What is the sandwich generation?
Chances are, if you’re reading this, you fall into sandwich generation. The sandwich generation describes a generation of people, typically in their 30s, 40s, and 50s, who are sandwiched between two generations. They care for and support their own children and their aging parents – financially, emotionally, physically, or all three.
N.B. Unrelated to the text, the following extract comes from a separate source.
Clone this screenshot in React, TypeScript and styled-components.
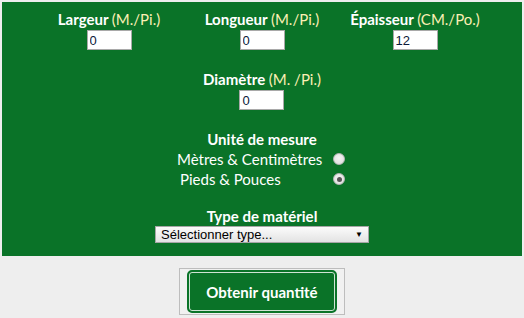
import React from "react";
import styled, { createGlobalStyle } from "styled-components";

const GlobalStyle = createGlobalStyle`
  html, body {
    margin: 0;
    padding: 0;
    background: #eeeeee;
  }
  body {
    font-family: "Lato", "Open Sans", sans-serif;
  }
`;

const Page = styled.div`
  width: 524px;
  height: 318px;
  padding: 2px;
  box-sizing: border-box;
  display: flex;
  flex-direction: column;
  align-items: stretch;
`;

const Panel = styled.div`
  background: #0a7328;
  height: 254px;
  display: flex;
  flex-direction: column;
  align-items: center;
  padding-top: 8px;
  box-sizing: border-box;
  color: #ffffff;
`;

const DimRow = styled.div`
  display: grid;
  grid-template-columns: repeat(3, 153px);
`;

const Field = styled.div`
  display: flex;
  flex-direction: column;
  align-items: center;
  gap: 1px;
`;

const Label = styled.div`
  font-size: 15px;
  line-height: 19px;
  font-weight: 700;
  white-space: nowrap;
`;

const Unit = styled.span`
  font-weight: 400;
  color: #fcefb4;
`;

const NumberInput = styled.input`
  width: 45px;
  height: 20px;
  box-sizing: border-box;
  border: 1px solid #a9a9a9;
  padding: 1px 2px;
  font-family: "Liberation Sans", Arial, sans-serif;
  font-size: 13px;
  color: #0b1a3a;
  background: #fff;
  outline: none;
`;

const CenterBlock = styled.div<{ $top: number }>`
  margin-top: ${(p) => p.$top}px;
  display: flex;
  flex-direction: column;
  align-items: center;
`;

const Heading = styled.div`
  font-size: 15px;
  line-height: 19px;
  font-weight: 700;
`;

const Options = styled.div`
  display: grid;
  grid-template-columns: 156px 12px;
  align-items: center;
  margin-right: 2px;
`;

const OptionLabel = styled.label<{ $indent?: number }>`
  font-size: 15px;
  line-height: 20px;
  padding-left: ${(p) => p.$indent ?? 0}px;
  white-space: nowrap;
`;

const Radio = styled.input`
  appearance: none;
  width: 12px;
  height: 12px;
  margin: 0;
  border-radius: 50%;
  border: 1px solid #b8b8b8;
  background: radial-gradient(circle at 50% 40%, #f4f4f4 0%, #dcdcdc 100%);
  box-sizing: border-box;
  position: relative;

  &:checked::after {
    content: "";
    position: absolute;
    left: 2.5px;
    top: 2.5px;
    width: 5px;
    height: 5px;
    border-radius: 50%;
    background: #555;
  }
`;

const Select = styled.div`
  width: 214px;
  height: 17px;
  box-sizing: border-box;
  border: 1px solid #a6a6a6;
  background: linear-gradient(#fbfbfb, #e3e3e3);
  color: #000;
  font-family: "Liberation Sans", Arial, sans-serif;
  font-size: 13px;
  line-height: 15px;
  padding: 0 5px;
  display: flex;
  justify-content: space-between;
  align-items: center;
`;

const Arrow = styled.span`
  font-size: 8px;
`;

const Footer = styled.div`
  display: flex;
  justify-content: center;
  padding-top: 12px;
`;

const ButtonFrame = styled.div`
  width: 166px;
  height: 47px;
  box-sizing: border-box;
  border: 1px solid #bdbdbd;
  background: #f1f1f1;
  display: flex;
  align-items: center;
  justify-content: center;
`;

const SubmitButton = styled.button`
  width: 150px;
  height: 43px;
  box-sizing: border-box;
  background: #0a7328;
  border: 2px solid #0a7328;
  border-radius: 5px;
  box-shadow: inset 0 0 0 1px #cfe3d4;
  color: #ffffff;
  font-family: "Lato", "Open Sans", sans-serif;
  font-weight: 700;
  font-size: 15px;
  cursor: pointer;
`;

export default function App() {
  return (
    <>
      <GlobalStyle />
      <Page>
        <Panel>
          <DimRow>
            <Field>
              <Label>
                Largeur <Unit>(M./Pi.)</Unit>
              </Label>
              <NumberInput defaultValue="0" />
            </Field>
            <Field>
              <Label>
                Longueur <Unit>(M./Pi.)</Unit>
              </Label>
              <NumberInput defaultValue="0" />
            </Field>
            <Field>
              <Label>
                Épaisseur <Unit>(CM./Po.)</Unit>
              </Label>
              <NumberInput defaultValue="12" />
            </Field>
          </DimRow>
          <CenterBlock $top={20}>
            <Field>
              <Label>
                Diamètre <Unit>(M. /Pi.)</Unit>
              </Label>
              <NumberInput defaultValue="0" />
            </Field>
          </CenterBlock>
          <CenterBlock $top={20}>
            <Heading>Unité de mesure</Heading>
            <Options>
              <OptionLabel>Mètres &amp; Centimètres</OptionLabel>
              <Radio type="radio" name="unit" />
              <OptionLabel $indent={3}>Pieds &amp; Pouces</OptionLabel>
              <Radio type="radio" name="unit" defaultChecked />
            </Options>
          </CenterBlock>
          <CenterBlock $top={18}>
            <Heading>Type de matériel</Heading>
            <Select>
              <span>Sélectionner type...</span>
              <Arrow>▼</Arrow>
            </Select>
          </CenterBlock>
        </Panel>
        <Footer>
          <ButtonFrame>
            <SubmitButton>Obtenir quantité</SubmitButton>
          </ButtonFrame>
        </Footer>
      </Page>
    </>
  );
}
There are a couple of trends that have led to this phenomenon. On one hand, people are waiting longer to have children, and those children are being cared for even as adults. Think kids moving back home post-college, and adults still living with their parents or getting financial support from them (Sound familiar?). On the other hand, life expectancy has increased and people are living longer. And with smaller family sizes, there are fewer people to share the responsibility of caring for seniors as they age. As a result, there are many people, both men and women, who are the primary caregivers for both their children and their parents.
According to Statistics Canada, the sandwich generation includes over 2 million Canadians. They are usually juggling full-time jobs in addition to supporting three generations at once: their kids, their parents, and themselves.
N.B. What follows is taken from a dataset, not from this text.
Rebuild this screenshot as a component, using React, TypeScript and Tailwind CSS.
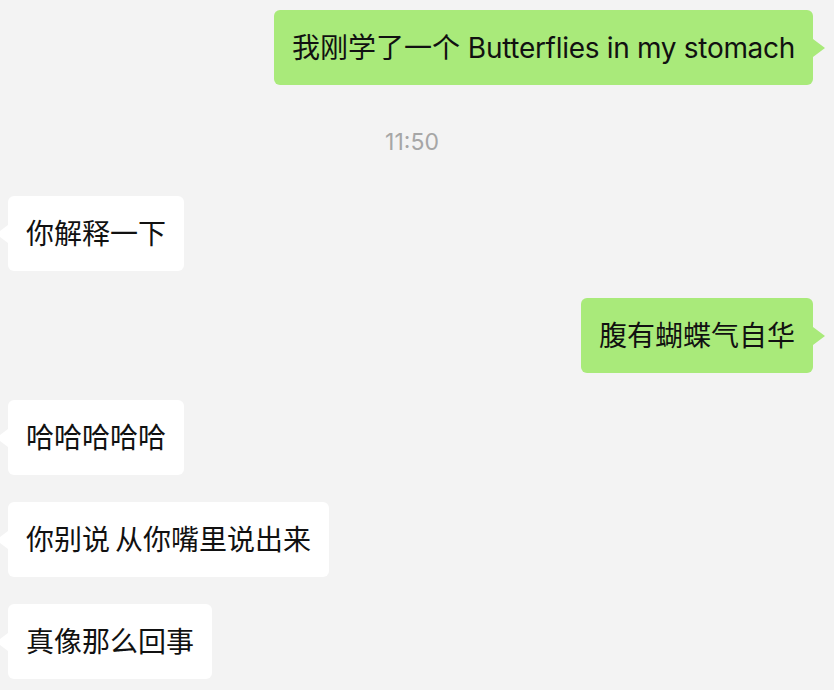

Balancing a job, supporting kids, and caring for elderly parents can be consuming and take a pretty big toll physically, emotionally, and financially. While it’s not all negative, and many senior caregivers find it rewarding to give back and find that is strengthens their relationship, there are many struggles and obstacles that those in the sandwich generation face:
• Mental and emotional fatigue
• Financial burden
• Burnout and exhaustion
• Less time for social activities
• Poor sleep habits
• Stress and frustration
• Less personal time
• Mental health problems (depression and anxiety)
• Less career development
• Difficulty managing their time
• Feelings of isolation and guilt
Tips for the sandwich generation
Yes, it’s difficult. But no, it’s not impossible. Here are some tips to make life easier for those in the sandwich generation:
• Assess your financial resources – re-budget to figure out how you’ll cover the costs and plan ahead for your personal goals, so you don’t get left behind.
• Take advantage of the applicable tax benefits claiming your parent as a dependent and applying for a family caregiver tax credit might be beneficial for you.
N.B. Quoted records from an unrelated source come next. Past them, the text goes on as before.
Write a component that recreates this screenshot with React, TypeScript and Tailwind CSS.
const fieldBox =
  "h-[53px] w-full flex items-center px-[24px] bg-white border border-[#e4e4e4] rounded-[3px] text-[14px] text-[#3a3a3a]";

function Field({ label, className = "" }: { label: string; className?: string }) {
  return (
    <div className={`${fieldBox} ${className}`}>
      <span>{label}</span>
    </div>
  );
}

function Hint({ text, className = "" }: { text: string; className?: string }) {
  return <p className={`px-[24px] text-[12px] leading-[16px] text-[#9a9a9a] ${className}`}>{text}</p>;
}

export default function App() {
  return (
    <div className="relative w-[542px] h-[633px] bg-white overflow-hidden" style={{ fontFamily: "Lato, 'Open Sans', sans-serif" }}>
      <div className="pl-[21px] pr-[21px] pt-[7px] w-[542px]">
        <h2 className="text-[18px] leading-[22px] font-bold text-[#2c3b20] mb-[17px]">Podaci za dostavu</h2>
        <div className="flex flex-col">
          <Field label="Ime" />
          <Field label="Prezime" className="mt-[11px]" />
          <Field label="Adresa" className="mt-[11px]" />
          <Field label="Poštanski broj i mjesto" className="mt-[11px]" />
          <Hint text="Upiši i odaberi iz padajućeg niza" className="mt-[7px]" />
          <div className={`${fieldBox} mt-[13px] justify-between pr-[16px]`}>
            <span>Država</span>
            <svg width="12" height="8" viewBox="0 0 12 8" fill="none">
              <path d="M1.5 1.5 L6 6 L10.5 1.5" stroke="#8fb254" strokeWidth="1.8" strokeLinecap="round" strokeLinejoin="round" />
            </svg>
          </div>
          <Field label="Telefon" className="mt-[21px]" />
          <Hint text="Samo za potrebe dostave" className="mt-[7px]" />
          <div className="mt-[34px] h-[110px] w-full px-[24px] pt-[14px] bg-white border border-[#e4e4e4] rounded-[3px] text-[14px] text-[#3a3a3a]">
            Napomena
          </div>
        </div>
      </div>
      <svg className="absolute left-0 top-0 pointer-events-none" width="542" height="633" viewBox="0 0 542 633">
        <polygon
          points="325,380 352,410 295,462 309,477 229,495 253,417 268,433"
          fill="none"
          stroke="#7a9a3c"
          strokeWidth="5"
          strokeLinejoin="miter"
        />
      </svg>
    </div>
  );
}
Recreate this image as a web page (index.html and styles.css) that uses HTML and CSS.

• Communicate – get your situation, including financial, out in the open, so the whole family knows where you stand.
• Spread the workload – get your kids to pitch in with household chores and have siblings and other relatives help take care of your parents.
• Consider having your parent move in with you.
• Accept help from others – you don’t have to do everything yourself. When people offer to help, let them!
• Set financial boundaries – determine how much you are willing to spend on each dependent a month, a don’t go above that amount,
• Get professional caregiving assistance – use BookJane to help you find a qualified senior or child care provider for an extra hand when you need it.
• Sleep when you can.
• Look on the bright side – it’s great that you get to spend so much time with loved ones, so try to enjoy it, find humour, and laugh as much as possible.
• Don’t try to control everything – let your children and parents be as independent as they can be.
• Take care of yourself – if you are suffering from medical issues, like anxiety and insomnia, make sure you get proper health care too.
• Help your kids get financially independent as soon as possible – teach financial literacy early on, and keep them informed with your family planning.
• Don’t forget to eat, sleep, and exercise.
• Consider counseling – or online support groups to cope with the stress of caregiving.
• Be kind to yourself – you need to take care of yourself in order to better take care of others. Give yourself a break, go to a yoga class, have a spa day class or an evening out with friends to recharge your batteries.
• Talk to your employer about benefits – many companies offer flexible working hours, telecommuting, and employee assistance programs.
• Get creative with senior care financing – have an estate sale or use your parents’ investments.